Award-Winning Alumni
In our learner-centered professional community, we blend tradition with innovation to explore the challenges that readers and writers face today.
Our alumni are frequently named Maine Teacher of the Year and recognized for innovation, professionalism, and dedication in teaching.
Graduates of our Literacy program are prepared to enhance literacy instruction in their classroom as PreK-12 teacher-leaders, or to serve as literacy specialists, literacy coaches, Title I Directors, and literacy interventionists.
Our TESOL program is home to a multicultural and international community. Our graduates teach in Maine, elsewhere in the U.S., and internationally, including Japan, United Arab Emirates, Belgium, and Egypt, among other countries.
As lifelong learners, we encourage our alumni to continuously explore, study, analyze, and critically discuss matters of culture, equity, access, and diversity.
Our alumni are frequently named Maine Teacher of the Year and have also been named a Boren Fellow and Fulbright Fellow.
USM TESOL Student is a 2019-20 Boren Fellow Recipient
Kimberly McLaughlin was selected as a 2019-2020 National Security Education Program (NSEP) David L. Boren Fellowship recipient. A mid-career professional, Kimberly is a Master of Science in Education candidate for her TESOL certification from USM and holds two masters in International Community Economic Development (ICED) and Public Health.
As a TESOL candidate, she will complete her practicum in Tanzania where she is taking part in the Kiswahili African Flagship Languages Initiative (AFLI), a cultural immersion program designed for students of all proficiency levels who are committed to the study of a critical language.
This past summer, Kimberly and twenty-two other Boren Fellows and Scholars selected from across the United States were engaged in an intensive Kiswahili study program at a domestic university. And since mid-August, they have been living in Tanzania, where they are continuing their language studies in a culturally immersive environment into the spring.
Considered highly prestigious, the Boren awards are designed for students interested in federal public service careers that advance U.S. interests on the global stage.
USM Education alumna awarded Fulbright to teach in Indonesia
After teaching immigrant children from Somalia, Djibouti, Angola, Congo and Kenya in Maine classrooms, USM alumna Amy Quirion wants to use her skills as an English teacher abroad.

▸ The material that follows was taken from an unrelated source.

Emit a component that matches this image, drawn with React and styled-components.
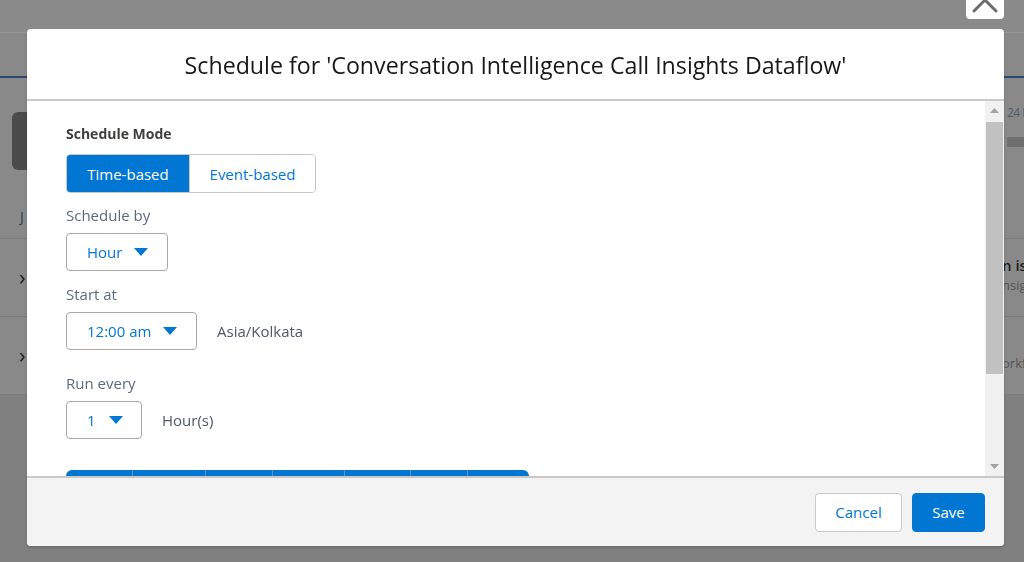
import React from 'react';
import styled, { createGlobalStyle } from 'styled-components';

const GlobalStyle = createGlobalStyle`
  html, body {
    margin: 0;
    padding: 0;
    width: 1024px;
    height: 562px;
    overflow: hidden;
    font-family: "Open Sans", "Noto Sans", Arial, sans-serif;
  }
`;

const BLUE = '#0176d3';

/* ---------- dimmed page behind the modal ---------- */

const Page = styled.div`
  width: 1024px;
  height: 562px;
  background: #808080;
  display: flex;
  flex-direction: column;
  overflow: hidden;
`;

const TopBar = styled.div`
  height: 32px;
  flex: none;
  background: #8a8a8a;
  border-bottom: 1px solid #979797;
`;

const TabStrip = styled.div`
  height: 43px;
  flex: none;
  background: #898989;
  border-bottom: 2px solid #2c4a6d;
`;

const PageBody = styled.div`
  background: #898989;
  display: flex;
  flex-direction: column;
`;

const RecordHeader = styled.div`
  height: 117px;
  display: flex;
  justify-content: space-between;
  padding: 34px 0 0 12px;
  box-sizing: border-box;
`;

const IconTile = styled.div`
  width: 58px;
  height: 58px;
  border-radius: 6px;
  background: #4b4b4b;
  display: flex;
  align-items: center;
  justify-content: center;
`;

const IconGlyph = styled.div`
  width: 24px;
  height: 30px;
  border-radius: 3px;
  background: #8e8e8e;
`;

const SideStats = styled.div`
  width: 17px;
  margin-top: -8px;
  overflow: hidden;
  display: flex;
  flex-direction: column;
  gap: 16px;
`;

const SideText = styled.div`
  font-size: ${p => p.$size || 13}px;
  color: ${p => p.$color || '#4e5a6b'};
  font-weight: ${p => (p.$bold ? 600 : 400)};
  white-space: nowrap;
  line-height: 17px;
  letter-spacing: ${p => p.$tight ? '-0.5px' : 'normal'};
`;

const SideBar = styled.div`
  height: 10px;
  background: #6f6f6f;
`;

const ColumnHead = styled.div`
  height: 43px;
  border-bottom: 1px solid #7c7c7c;
  padding-left: 20px;
  display: flex;
  align-items: center;
  font-size: 14px;
  color: #2c3d55;
`;

const Row = styled.div`
  height: 77px;
  border-bottom: 1px solid #7c7c7c;
  display: flex;
  align-items: center;
  justify-content: space-between;
  padding-left: 19px;
`;

const Chevron = styled.span`
  font-size: 22px;
  color: #1d1d1d;
  line-height: 1;
  margin-top: -4px;
`;

const RowSide = styled.div`
  width: 22px;
  overflow: hidden;
  display: flex;
  flex-direction: column;
  gap: 3px;
  margin-top: ${p => p.$offset || 0}px;
`;

/* ---------- modal ---------- */

const Modal = styled.div`
  position: fixed;
  top: 29px;
  left: 27px;
  width: 977px;
  height: 517px;
  background: #fff;
  border-radius: 4px;
  display: flex;
  flex-direction: column;
  box-shadow: 0 2px 3px rgba(0, 0, 0, 0.16);
`;

const CloseButton = styled.button`
  position: absolute;
  top: -48px;
  right: 0;
  width: 38px;
  height: 38px;
  border: none;
  border-radius: 4px;
  background: #fff;
  padding: 0;
  display: flex;
  align-items: center;
  justify-content: center;
`;

const Header = styled.div`
  height: 72px;
  flex: none;
  box-sizing: border-box;
  border-bottom: 2px solid #c9c9c9;
  display: flex;
  align-items: center;
  justify-content: center;
  font-size: 23.2px;
  color: #181818;
  padding-top: 2px;
`;

const Body = styled.div`
  height: 375px;
  flex: none;
  display: flex;
`;

const Content = styled.div`
  flex: 1;
  overflow: hidden;
  padding: 22px 0 0 39px;
  display: flex;
  flex-direction: column;
  align-items: flex-start;

  & > * {
    flex: none;
  }
`;

const SectionTitle = styled.div`
  font-size: 14px;
  font-weight: 700;
  color: #3e3e3c;
  line-height: 22px;
  margin-bottom: 9px;
`;

const Toggle = styled.div`
  display: flex;
  border: 1px solid #c9c9c9;
  border-radius: 4px;
  overflow: hidden;
  height: 39px;
  box-sizing: border-box;
`;

const ToggleOption = styled.button`
  border: none;
  border-left: ${p => (p.$first ? 'none' : '1px solid #c9c9c9')};
  background: ${p => (p.$active ? BLUE : '#fff')};
  color: ${p => (p.$active ? '#fff' : BLUE)};
  font-family: inherit;
  font-size: 15px;
  padding: 0;
  width: ${p => p.$width}px;
`;

const Label = styled.div`
  font-size: 15px;
  color: #5c6a7e;
  line-height: 22px;
  margin-top: ${p => p.$top || 10}px;
  margin-bottom: 7px;
`;

const FieldRow = styled.div`
  display: flex;
  align-items: center;
  gap: 20px;
`;

const Select = styled.div`
  height: 38px;
  box-sizing: border-box;
  border: 1px solid #a9a9a9;
  border-radius: 4px;
  display: flex;
  align-items: center;
  gap: ${p => p.$gap || 12}px;
  padding: 0 0 0 20px;
  width: ${p => p.$width}px;
  font-size: 15px;
  color: ${BLUE};
`;

const Aside = styled.span`
  font-size: 15px;
  color: #4d5868;
`;

const Table = styled.div`
  margin-top: 31px;
  display: flex;
  border-radius: 6px 6px 0 0;
  overflow: hidden;
`;

const HeadCell = styled.div`
  width: ${p => p.$w}px;
  height: 34px;
  background: ${BLUE};
  border-left: ${p => (p.$first ? 'none' : '1px solid #6d8fb5')};
  box-sizing: border-box;
  flex: none;
`;

const ScrollTrack = styled.div`
  width: 19px;
  flex: none;
  background: #f1f1f1;
  display: flex;
  flex-direction: column;
  align-items: center;
`;

const ScrollArrow = styled.div`
  height: 19px;
  flex: none;
  display: flex;
  align-items: center;
  justify-content: center;
`;

const ScrollThumb = styled.div`
  width: 17px;
  height: 252px;
  flex: none;
  background: #c1c1c1;
  margin-top: 2px;
`;

const ScrollGap = styled.div`
  flex: 1;
`;

const Footer = styled.div`
  flex: 1;
  background: #f3f3f3;
  border-top: 2px solid #c9c9c9;
  border-radius: 0 0 4px 4px;
  display: flex;
  align-items: center;
  justify-content: flex-end;
  gap: 10px;
  padding-right: 19px;
`;

const Button = styled.button`
  height: 39px;
  border-radius: 4px;
  font-family: inherit;
  font-size: 15px;
  padding: 0;
  border: 1px solid ${p => (p.$brand ? BLUE : '#c9c9c9')};
  background: ${p => (p.$brand ? BLUE : '#fff')};
  color: ${p => (p.$brand ? '#fff' : BLUE)};
  width: ${p => p.$width}px;
`;

const Caret = () => (
  <svg width="14" height="8" viewBox="0 0 14 8">
    <polygon points="0,0 14,0 7,8" fill={BLUE} />
  </svg>
);

const Arrow = ({ up }) => (
  <svg width="9" height="5" viewBox="0 0 9 5">
    <polygon points={up ? '0,5 9,5 4.5,0' : '0,0 9,0 4.5,5'} fill="#a3a3a3" />
  </svg>
);

const headCells = [66, 73, 67, 72, 66, 57, 62];

export default function App() {
  return (
    <>
      <GlobalStyle />
      <Page>
        <TopBar />
        <TabStrip />
        <PageBody>
          <RecordHeader>
            <IconTile>
              <IconGlyph />
            </IconTile>
            <SideStats>
              <SideText $size={12} $tight>24 H</SideText>
              <SideBar />
            </SideStats>
          </RecordHeader>
          <ColumnHead>J</ColumnHead>
          <Row>
            <Chevron>›</Chevron>
            <RowSide $offset={-4}>
              <SideText $bold $size={15} $color="#1e1e1e">n is</SideText>
              <SideText $color="#555">nsig</SideText>
            </RowSide>
          </Row>
          <Row>
            <Chevron>›</Chevron>
            <RowSide $offset={16}>
              <SideText $color="#555">orkf</SideText>
            </RowSide>
          </Row>
        </PageBody>
      </Page>

      <Modal>
        <CloseButton aria-label="Close">
          <svg width="38" height="38" viewBox="0 0 38 38">
            <path d="M8 8 L30 30 M30 8 L8 30" stroke="#6b6b6b" strokeWidth="3" strokeLinecap="round" />
          </svg>
        </CloseButton>
        <Header>Schedule for 'Conversation Intelligence Call Insights Dataflow'</Header>
        <Body>
          <Content>
            <SectionTitle>Schedule Mode</SectionTitle>
            <Toggle>
              <ToggleOption $first $active $width={122}>Time-based</ToggleOption>
              <ToggleOption $width={126}>Event-based</ToggleOption>
            </Toggle>
            <Label $top={11}>Schedule by</Label>
            <Select $width={102}>
              Hour <Caret />
            </Select>
            <Label $top={12}>Start at</Label>
            <FieldRow>
              <Select $width={131}>
                12:00 am <Caret />
              </Select>
              <Aside>Asia/Kolkata</Aside>
            </FieldRow>
            <Label $top={22}>Run every</Label>
            <FieldRow>
              <Select $width={76} $gap={13}>
                1 <Caret />
              </Select>
              <Aside>Hour(s)</Aside>
            </FieldRow>
            <Table>
              {headCells.map((w, i) => (
                <HeadCell key={i} $w={w} $first={i === 0} />
              ))}
            </Table>
          </Content>
          <ScrollTrack>
            <ScrollArrow>
              <Arrow up />
            </ScrollArrow>
            <ScrollThumb />
            <ScrollGap />
            <ScrollArrow>
              <Arrow />
            </ScrollArrow>
          </ScrollTrack>
        </Body>
        <Footer>
          <Button $width={87}>Cancel</Button>
          <Button $brand $width={73}>Save</Button>
        </Footer>
      </Modal>
    </>
  );
}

And she’s doing it as a Fulbrighter.
The 2016 graduate has received a Fulbright U.S. Student Program award to Indonesia.
“I really wanted to step out of my comfort zone,” said Quirion, who leaves in July for the country some 10,000 miles away.
She hopes to experience some of the same emotions felt by her third grade English language learners at Lewiston’s James B. Longley Elementary School.
Some of the children know several languages. All are adjusting to life in the Maine city, she said.
“A lot of them come with trauma in their backgrounds,” she said. “It’s scary for them and a big culture shock. I guess I want to step into their shoes and see what the culture shock is like for me.”
She’s not sure what to expect.
All she knows is that she’ll be teaching high school-aged children and she’ll be somewhere in the distant Southeast Asian country. She’ll get a detailed assignment in June in Washington. She is due to leave one month later.
“I have been looking at all the different parts of Indonesia,” she said. “I know there are over 18,000 islands. It’s very cultured. It’s very diverse. There are a lot of languages spoken there.”
Learning languages has not been a particular chore for Quirion, who grew up in Connecticut to French Canadian parents. Her father came to the U.S. from Quebec when he was 12. Her mother left Quebec at 26. Quirion, a U.S. citizen, grew up speaking French at home and English in school.
“Doing that switch in your brain — home to school — is really very interesting to me,” she said.
It led her to earn her master’s degree in Teaching English to Speakers of Other Languages.
Quirion is one of over 1,900 U.S. citizens who will conduct research, teach English, and provide expertise abroad for the 2017-2018 academic year through the Fulbright U.S. Student Program. Recipients of Fulbright awards are selected on the basis of academic and professional achievement as well as a record of service and leadership potential in their respective fields.
Though she’s traveled to Canada and the Dominican Republic, this will be Quirion’s first trip outside of North America.